Directions: Reply with one number: the count of lines in the listing that contain the string "Give".
..............................
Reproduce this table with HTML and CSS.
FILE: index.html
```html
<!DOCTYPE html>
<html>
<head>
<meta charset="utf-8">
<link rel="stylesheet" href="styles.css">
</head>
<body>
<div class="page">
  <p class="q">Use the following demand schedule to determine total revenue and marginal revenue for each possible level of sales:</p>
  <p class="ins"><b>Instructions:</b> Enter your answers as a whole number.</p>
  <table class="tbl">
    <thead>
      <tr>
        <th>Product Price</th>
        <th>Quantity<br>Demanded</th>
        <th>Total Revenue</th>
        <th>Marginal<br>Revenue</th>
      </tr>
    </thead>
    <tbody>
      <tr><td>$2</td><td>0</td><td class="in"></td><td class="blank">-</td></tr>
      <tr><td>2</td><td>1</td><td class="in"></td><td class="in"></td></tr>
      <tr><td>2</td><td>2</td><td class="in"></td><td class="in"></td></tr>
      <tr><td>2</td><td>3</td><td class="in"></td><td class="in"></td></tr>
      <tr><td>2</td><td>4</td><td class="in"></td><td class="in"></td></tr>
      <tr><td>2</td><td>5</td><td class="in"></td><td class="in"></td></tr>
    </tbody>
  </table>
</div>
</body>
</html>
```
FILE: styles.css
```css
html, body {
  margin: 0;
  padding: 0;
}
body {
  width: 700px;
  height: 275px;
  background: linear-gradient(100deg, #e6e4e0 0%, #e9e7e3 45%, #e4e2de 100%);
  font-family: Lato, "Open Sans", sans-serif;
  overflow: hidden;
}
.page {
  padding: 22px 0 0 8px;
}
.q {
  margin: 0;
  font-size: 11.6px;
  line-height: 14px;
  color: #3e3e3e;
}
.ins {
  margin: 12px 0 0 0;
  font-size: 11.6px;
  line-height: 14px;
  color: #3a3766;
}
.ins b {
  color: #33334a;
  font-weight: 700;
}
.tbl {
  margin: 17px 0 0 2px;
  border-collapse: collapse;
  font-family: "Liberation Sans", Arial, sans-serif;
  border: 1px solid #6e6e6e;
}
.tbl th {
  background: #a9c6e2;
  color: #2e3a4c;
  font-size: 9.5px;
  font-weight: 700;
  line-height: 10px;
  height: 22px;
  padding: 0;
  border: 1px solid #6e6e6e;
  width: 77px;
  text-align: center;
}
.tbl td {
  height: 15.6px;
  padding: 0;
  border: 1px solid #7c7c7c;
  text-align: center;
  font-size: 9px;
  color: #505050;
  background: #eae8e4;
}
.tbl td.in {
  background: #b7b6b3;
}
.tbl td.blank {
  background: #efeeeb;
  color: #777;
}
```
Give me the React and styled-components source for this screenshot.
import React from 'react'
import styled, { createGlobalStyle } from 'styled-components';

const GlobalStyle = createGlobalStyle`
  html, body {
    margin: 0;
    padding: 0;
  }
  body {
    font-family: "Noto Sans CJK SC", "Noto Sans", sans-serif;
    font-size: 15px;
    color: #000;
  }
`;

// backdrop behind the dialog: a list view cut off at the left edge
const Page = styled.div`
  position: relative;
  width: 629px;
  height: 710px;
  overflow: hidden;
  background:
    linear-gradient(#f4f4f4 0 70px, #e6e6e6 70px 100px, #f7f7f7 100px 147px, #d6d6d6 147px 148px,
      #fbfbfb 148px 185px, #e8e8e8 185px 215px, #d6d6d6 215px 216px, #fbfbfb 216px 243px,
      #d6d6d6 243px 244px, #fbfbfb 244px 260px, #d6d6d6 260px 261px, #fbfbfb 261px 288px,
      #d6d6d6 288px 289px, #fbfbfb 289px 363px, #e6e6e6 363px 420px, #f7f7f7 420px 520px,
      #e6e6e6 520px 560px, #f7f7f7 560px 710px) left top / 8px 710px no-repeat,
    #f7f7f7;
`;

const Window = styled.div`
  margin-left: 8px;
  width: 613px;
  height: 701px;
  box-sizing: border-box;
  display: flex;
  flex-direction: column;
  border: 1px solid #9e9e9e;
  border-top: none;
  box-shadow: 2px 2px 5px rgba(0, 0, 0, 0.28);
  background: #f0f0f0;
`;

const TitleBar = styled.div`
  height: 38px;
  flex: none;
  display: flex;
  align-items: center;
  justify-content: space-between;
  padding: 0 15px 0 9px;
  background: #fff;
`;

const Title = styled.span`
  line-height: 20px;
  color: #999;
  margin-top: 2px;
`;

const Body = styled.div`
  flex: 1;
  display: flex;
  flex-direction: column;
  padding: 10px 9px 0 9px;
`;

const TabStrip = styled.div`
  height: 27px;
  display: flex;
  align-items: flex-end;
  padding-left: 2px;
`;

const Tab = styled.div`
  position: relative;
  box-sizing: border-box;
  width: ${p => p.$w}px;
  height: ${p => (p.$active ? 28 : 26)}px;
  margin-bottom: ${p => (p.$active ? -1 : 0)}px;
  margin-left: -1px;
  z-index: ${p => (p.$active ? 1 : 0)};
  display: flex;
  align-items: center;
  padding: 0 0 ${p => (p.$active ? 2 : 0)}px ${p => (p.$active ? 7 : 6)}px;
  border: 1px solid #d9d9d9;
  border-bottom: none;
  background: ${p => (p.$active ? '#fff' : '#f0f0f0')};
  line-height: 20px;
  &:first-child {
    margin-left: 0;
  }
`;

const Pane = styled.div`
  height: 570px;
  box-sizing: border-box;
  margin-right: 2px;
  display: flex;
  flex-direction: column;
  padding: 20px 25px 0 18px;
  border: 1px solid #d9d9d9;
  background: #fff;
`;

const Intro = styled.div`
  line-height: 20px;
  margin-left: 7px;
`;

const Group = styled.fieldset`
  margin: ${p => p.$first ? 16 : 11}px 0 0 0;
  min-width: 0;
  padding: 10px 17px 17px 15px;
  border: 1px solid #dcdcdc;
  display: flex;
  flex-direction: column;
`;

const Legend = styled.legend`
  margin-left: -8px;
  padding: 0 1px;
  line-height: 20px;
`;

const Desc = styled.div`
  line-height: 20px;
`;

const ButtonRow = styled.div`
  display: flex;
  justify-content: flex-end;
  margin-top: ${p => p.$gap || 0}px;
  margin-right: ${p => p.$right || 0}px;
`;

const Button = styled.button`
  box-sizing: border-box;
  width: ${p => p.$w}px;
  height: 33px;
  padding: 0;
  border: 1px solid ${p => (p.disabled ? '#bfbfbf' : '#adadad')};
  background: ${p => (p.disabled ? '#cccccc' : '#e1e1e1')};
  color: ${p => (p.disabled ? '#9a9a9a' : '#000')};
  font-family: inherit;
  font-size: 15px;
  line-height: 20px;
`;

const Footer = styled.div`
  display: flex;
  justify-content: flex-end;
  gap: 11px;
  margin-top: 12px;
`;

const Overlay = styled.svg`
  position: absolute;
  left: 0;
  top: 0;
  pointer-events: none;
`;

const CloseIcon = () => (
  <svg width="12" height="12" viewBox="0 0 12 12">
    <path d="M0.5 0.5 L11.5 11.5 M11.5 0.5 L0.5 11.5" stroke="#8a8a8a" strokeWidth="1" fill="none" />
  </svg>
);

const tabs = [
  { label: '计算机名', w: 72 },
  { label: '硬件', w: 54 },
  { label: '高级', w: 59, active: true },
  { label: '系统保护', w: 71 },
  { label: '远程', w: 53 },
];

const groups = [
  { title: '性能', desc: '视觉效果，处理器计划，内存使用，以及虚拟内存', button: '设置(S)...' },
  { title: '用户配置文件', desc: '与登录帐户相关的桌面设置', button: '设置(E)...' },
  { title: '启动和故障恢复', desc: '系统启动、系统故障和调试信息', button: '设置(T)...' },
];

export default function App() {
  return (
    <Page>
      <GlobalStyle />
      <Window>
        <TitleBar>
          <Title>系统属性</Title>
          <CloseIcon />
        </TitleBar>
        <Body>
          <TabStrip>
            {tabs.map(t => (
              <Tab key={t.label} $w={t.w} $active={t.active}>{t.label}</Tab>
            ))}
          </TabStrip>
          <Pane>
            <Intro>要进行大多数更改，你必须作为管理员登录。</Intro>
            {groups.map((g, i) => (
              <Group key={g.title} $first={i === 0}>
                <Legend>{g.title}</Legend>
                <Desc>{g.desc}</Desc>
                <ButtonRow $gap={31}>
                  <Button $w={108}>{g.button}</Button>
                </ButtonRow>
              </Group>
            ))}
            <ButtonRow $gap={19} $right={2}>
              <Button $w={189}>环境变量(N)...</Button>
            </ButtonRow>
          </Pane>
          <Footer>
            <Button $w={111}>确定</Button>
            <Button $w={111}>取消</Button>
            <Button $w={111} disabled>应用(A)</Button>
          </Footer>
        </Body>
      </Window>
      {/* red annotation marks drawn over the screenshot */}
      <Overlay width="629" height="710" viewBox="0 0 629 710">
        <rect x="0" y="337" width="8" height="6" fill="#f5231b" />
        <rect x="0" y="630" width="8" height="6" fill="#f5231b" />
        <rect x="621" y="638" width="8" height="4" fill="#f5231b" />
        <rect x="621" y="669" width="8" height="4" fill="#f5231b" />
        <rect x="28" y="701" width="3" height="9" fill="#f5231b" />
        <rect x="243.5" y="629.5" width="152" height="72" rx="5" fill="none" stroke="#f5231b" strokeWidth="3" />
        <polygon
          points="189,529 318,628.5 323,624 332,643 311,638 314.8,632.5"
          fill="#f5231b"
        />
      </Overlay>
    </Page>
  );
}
..............................
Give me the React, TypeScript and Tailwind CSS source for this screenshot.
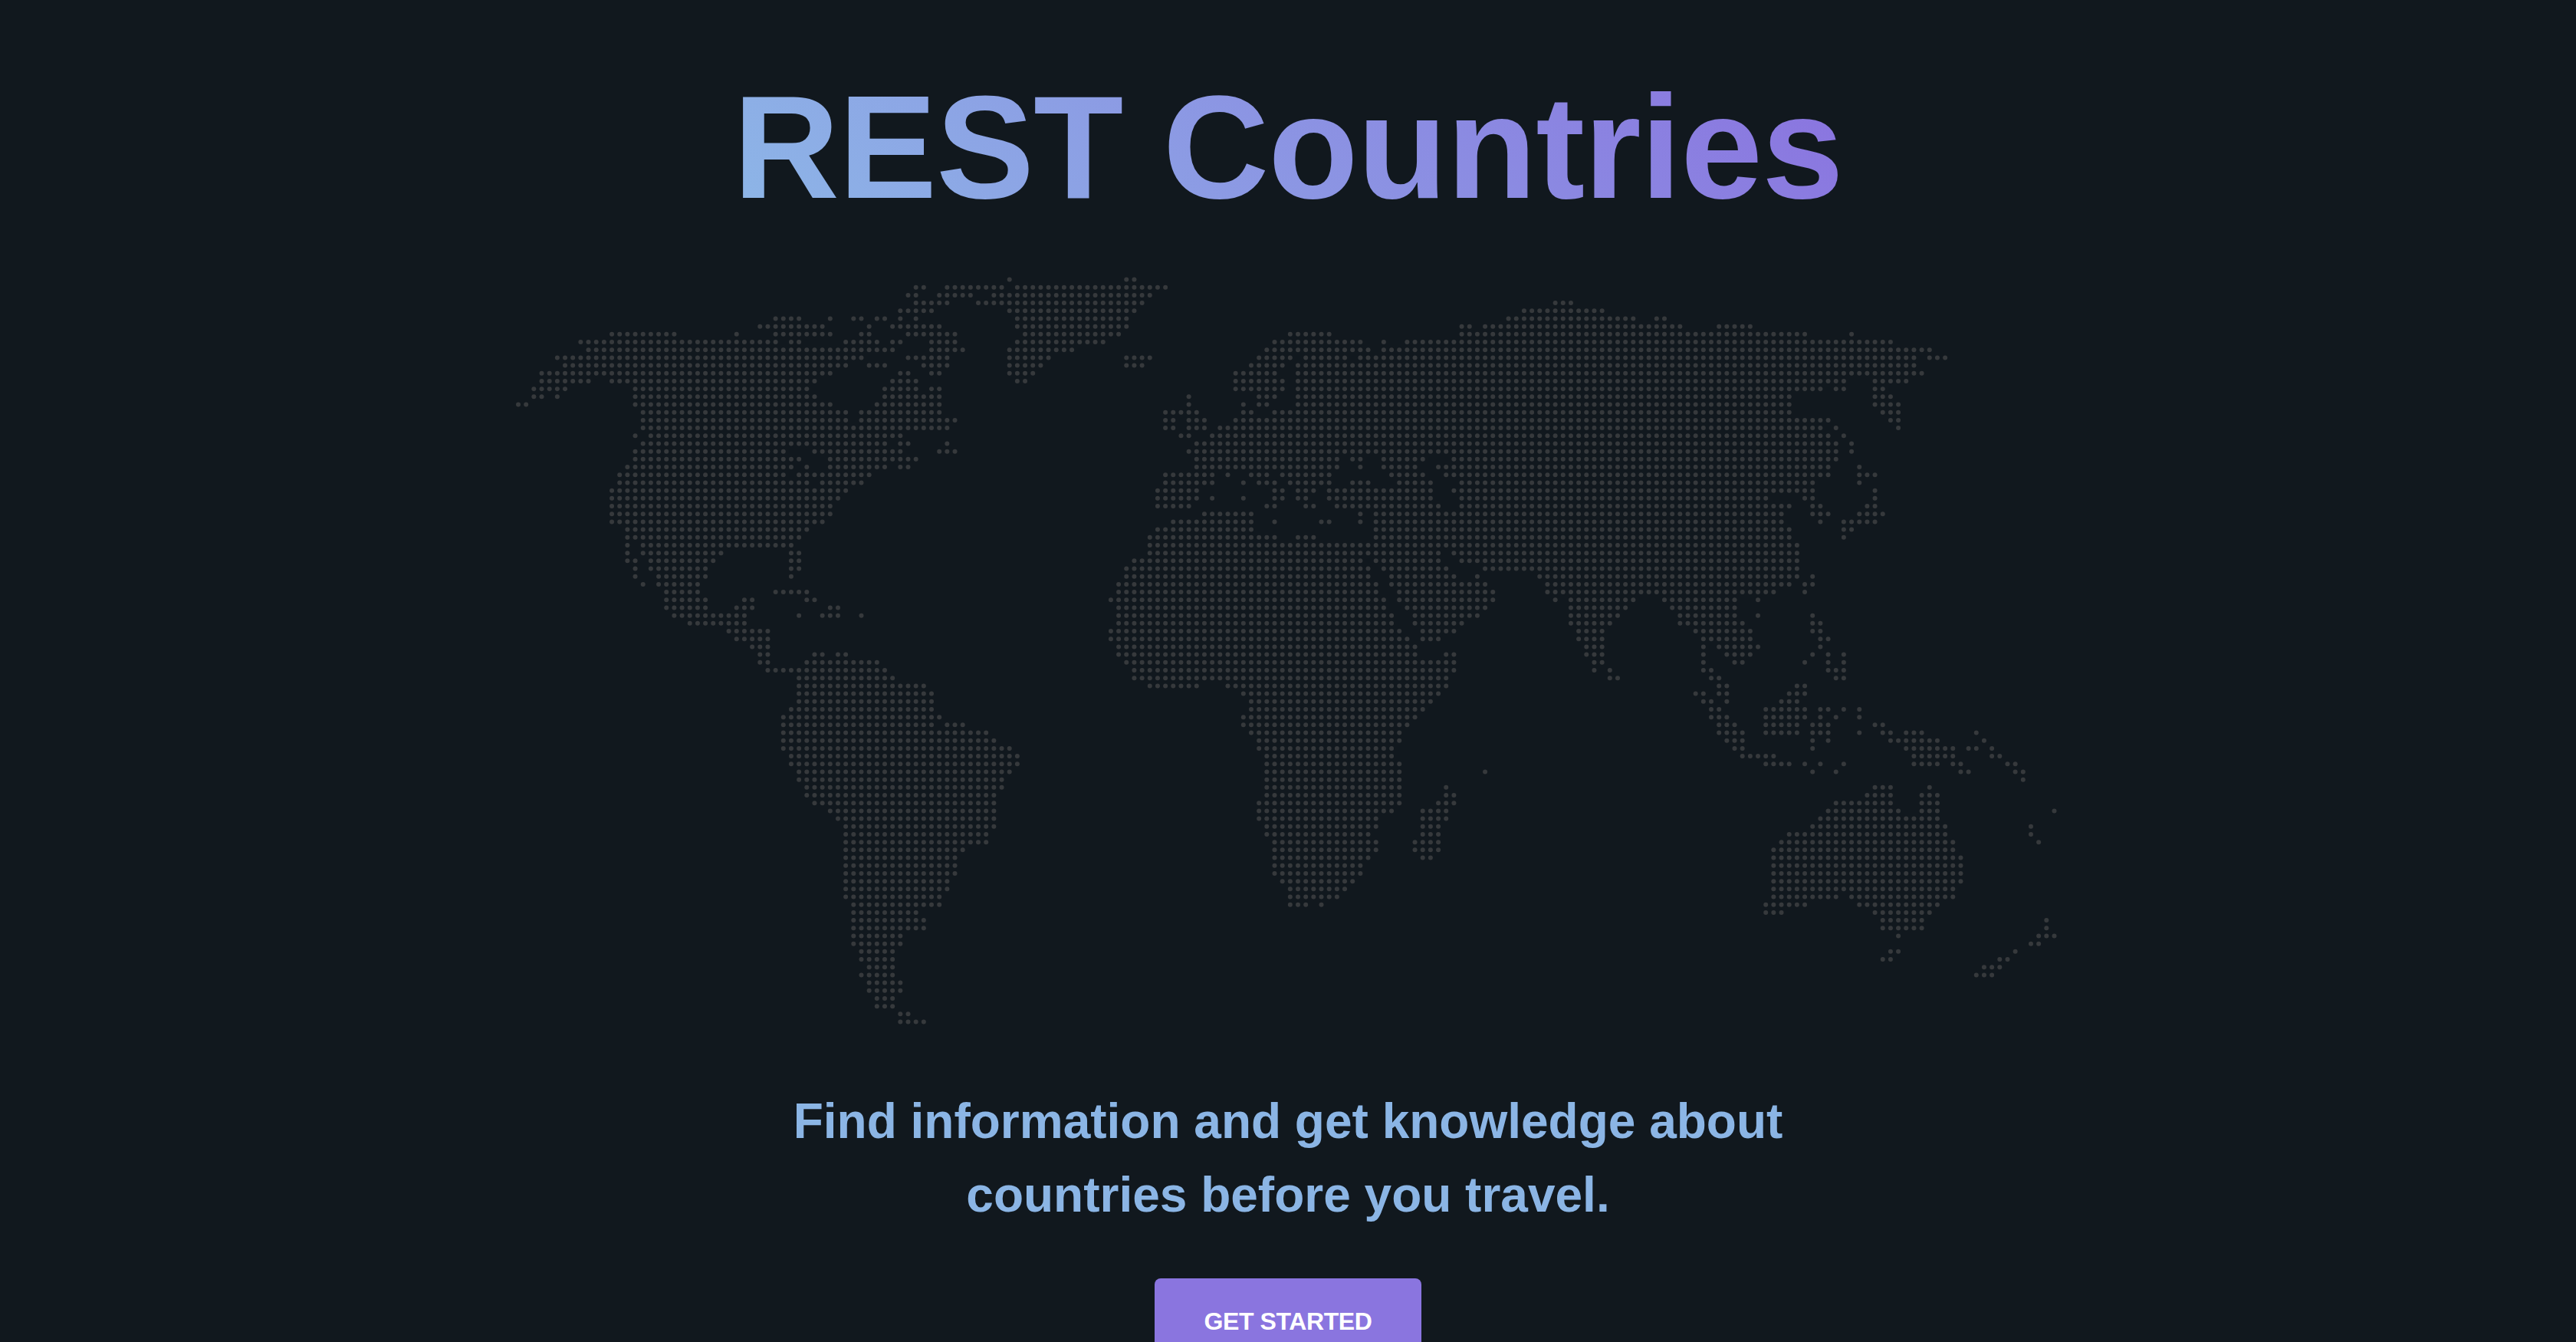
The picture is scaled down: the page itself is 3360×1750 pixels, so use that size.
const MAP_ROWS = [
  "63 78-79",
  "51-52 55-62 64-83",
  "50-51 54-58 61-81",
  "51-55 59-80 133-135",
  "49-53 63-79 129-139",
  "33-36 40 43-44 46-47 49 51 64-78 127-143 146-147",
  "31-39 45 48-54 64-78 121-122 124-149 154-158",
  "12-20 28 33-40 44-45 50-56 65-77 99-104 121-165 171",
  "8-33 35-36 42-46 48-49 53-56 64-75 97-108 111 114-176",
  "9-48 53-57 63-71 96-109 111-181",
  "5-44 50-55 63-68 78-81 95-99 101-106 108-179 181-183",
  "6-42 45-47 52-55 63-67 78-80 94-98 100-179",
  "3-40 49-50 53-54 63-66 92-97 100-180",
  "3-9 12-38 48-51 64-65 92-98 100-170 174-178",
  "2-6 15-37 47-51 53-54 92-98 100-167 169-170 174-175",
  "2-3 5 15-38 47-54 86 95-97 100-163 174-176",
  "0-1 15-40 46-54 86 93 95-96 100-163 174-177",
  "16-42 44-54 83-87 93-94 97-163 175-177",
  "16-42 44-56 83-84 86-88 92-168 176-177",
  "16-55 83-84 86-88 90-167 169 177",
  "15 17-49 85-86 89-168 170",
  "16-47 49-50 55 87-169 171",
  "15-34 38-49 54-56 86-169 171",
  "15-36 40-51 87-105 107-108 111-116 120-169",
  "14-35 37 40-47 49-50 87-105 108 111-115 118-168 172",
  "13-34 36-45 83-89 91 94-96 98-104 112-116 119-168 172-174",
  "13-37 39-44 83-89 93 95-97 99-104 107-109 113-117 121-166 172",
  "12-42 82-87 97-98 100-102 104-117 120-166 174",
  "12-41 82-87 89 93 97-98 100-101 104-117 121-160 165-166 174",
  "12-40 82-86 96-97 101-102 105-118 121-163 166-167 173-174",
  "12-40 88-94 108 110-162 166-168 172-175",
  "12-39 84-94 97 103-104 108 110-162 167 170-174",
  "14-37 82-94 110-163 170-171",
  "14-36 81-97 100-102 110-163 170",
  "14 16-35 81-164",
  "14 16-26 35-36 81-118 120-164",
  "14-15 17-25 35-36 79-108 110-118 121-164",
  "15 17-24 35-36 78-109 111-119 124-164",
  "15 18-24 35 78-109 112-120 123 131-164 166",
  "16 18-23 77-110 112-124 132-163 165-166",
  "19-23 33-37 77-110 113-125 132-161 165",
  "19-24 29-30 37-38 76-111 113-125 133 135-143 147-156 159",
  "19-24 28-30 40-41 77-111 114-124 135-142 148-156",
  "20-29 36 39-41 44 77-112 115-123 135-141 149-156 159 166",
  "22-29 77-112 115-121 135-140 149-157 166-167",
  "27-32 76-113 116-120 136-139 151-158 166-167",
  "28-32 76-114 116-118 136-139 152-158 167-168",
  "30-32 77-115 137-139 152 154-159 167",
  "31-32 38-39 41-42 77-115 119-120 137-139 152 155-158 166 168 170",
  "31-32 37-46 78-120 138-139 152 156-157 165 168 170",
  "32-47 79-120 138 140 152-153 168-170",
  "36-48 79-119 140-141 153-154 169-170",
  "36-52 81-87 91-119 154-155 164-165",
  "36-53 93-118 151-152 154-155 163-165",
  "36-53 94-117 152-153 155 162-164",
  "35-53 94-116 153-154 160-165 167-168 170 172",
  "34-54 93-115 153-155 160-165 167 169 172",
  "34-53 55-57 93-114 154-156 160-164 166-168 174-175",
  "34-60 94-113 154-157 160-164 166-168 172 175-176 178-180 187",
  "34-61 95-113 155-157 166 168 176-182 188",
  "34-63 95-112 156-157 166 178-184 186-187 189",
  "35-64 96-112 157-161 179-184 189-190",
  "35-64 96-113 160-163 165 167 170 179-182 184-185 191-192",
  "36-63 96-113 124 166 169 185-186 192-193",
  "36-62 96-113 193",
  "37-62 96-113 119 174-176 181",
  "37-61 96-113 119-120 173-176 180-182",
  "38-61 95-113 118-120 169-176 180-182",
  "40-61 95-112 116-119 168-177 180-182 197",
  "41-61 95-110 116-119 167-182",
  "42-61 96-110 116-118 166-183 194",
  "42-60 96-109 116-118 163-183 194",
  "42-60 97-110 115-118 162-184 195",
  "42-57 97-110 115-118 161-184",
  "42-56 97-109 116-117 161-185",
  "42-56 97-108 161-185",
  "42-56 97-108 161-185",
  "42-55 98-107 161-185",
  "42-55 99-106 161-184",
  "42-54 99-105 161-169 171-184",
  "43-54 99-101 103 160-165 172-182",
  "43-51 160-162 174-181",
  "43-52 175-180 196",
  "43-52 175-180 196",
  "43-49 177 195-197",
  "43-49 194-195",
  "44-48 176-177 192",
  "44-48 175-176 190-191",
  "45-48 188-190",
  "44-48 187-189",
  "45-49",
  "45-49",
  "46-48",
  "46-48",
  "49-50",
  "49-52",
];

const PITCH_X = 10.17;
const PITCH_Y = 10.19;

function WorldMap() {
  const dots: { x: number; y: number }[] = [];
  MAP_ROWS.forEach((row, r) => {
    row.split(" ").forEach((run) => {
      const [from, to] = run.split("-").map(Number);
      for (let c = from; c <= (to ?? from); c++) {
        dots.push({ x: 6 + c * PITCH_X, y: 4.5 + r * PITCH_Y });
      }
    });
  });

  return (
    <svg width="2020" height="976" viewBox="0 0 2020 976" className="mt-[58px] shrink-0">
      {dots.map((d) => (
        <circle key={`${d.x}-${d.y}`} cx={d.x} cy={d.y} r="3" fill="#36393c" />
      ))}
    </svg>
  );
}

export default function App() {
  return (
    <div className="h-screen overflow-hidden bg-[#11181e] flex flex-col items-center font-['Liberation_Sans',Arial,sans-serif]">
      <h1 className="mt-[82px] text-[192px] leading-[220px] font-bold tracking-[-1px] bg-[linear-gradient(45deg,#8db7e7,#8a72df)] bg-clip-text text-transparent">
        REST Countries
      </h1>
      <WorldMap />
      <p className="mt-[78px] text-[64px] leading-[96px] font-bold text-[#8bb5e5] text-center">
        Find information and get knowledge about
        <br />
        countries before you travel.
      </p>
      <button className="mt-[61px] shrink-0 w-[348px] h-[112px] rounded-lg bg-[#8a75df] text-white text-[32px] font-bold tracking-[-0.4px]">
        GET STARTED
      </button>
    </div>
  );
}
..............................
Result of the exercise: 2